Is there some specific reason why the "basic" pop is not specialized for TOS cache? Is it because it's the same opcode as in tier1, and it's just not worth it as it's optimized into specialized uops most of the time; or is it that it can't be optimized the same way because of the decref possibly calling user code?

kenjin4096 · 2026-03-18T13:58:32 1773842312

Update: I put up a PR to document the trace recording interpreter https://github.com/python/cpython/pull/146110

flakes · 2026-03-17T21:01:28 1773781288

You’ll probably want to look to the PEPs. Havent dug into this topic myself but looks related https://peps.python.org/pep-0744/

adrian17 · 2026-03-17T21:28:17 1773782897

I think CPython already had tier2 and some tracing infrastructure when the copy-and-patch JIT backend was added; it's the "JIT frontend" that's more obscure to me.

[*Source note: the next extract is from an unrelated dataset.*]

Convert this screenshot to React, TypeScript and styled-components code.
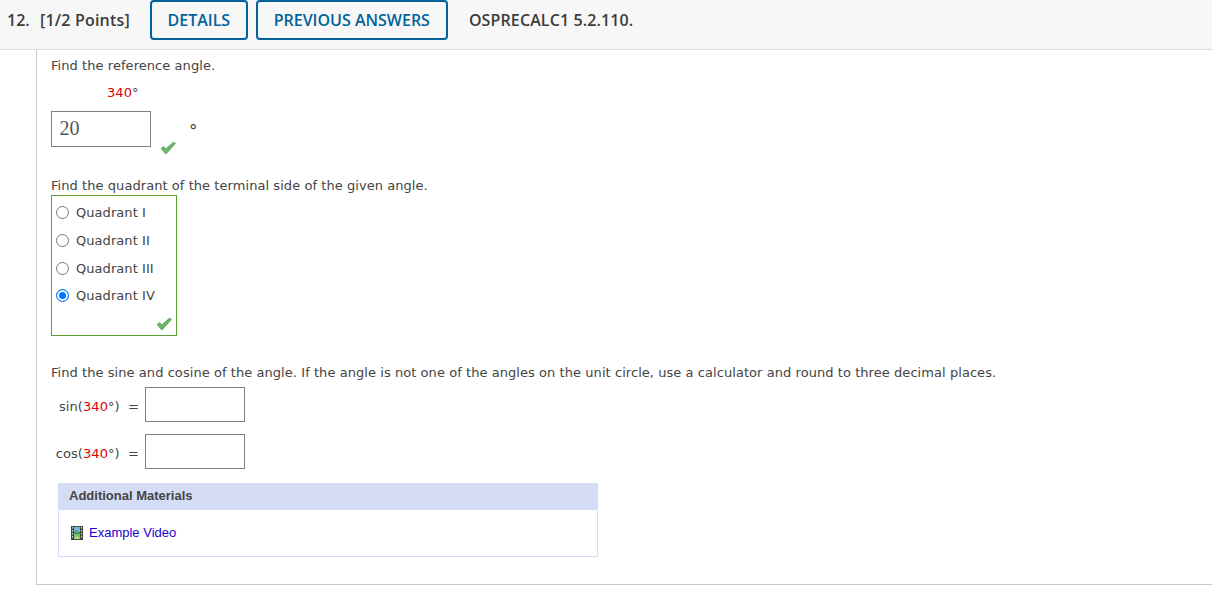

rtpg · 2026-03-18T06:03:22 1773813802

discussions might be happening on the Python forums, which are pretty active.

https://discuss.python.org/t/pep-744-jit-compilation/50756/8... here's one thing

I do think you can also just outright ask questions about it on the forums and you'll get some answers.

At the end of the day there's only so many people working on this though.

saikia81 · 2026-03-17T21:39:26 1773783566

have you read the dev mailing list? There the developers of python discuss lots.

pansa2 · 2026-03-17T22:29:17 1773786557

There isn’t a dev mailing list any more, is there? Do you mean the Discord forum?

sheepscreek · 2026-03-17T21:39:01 1773783541

UPDATE: I misunderstood the question :-/ You can ignore this.

I love playing with compilers for fun, so maybe I can shed some light. I’ll explain it in a simplified way for everyone’s benefit (going to ignore the stack):

When an object is passed between functions in Python, it doesn’t get copied. Instead, a reference to the object’s memory address is sent. This reference acts as a pointer to the object’s data. Think of it like a sticky note with the object’s memory address written on it. Now, imagine throwing away one sticky note every time a function that used a reference returns.

When an object has zero references, it can be freed from memory and reused. Ensuring the number of references, or the “reference count” is always accurate is therefore a big deal. It is often the source of memory leaks, but I wouldn’t attribute it to a speed up (only if it replaces GC, then yes).

yuliyp · 2026-03-17T21:51:49 1773784309

what at all does this comment have to do with what it's replying to?

sheepscreek · 2026-03-17T23:41:04 1773790864

I misread the original comment, thinking it was a question about what is refcount elimination, than how it affects the JIT's performance(?).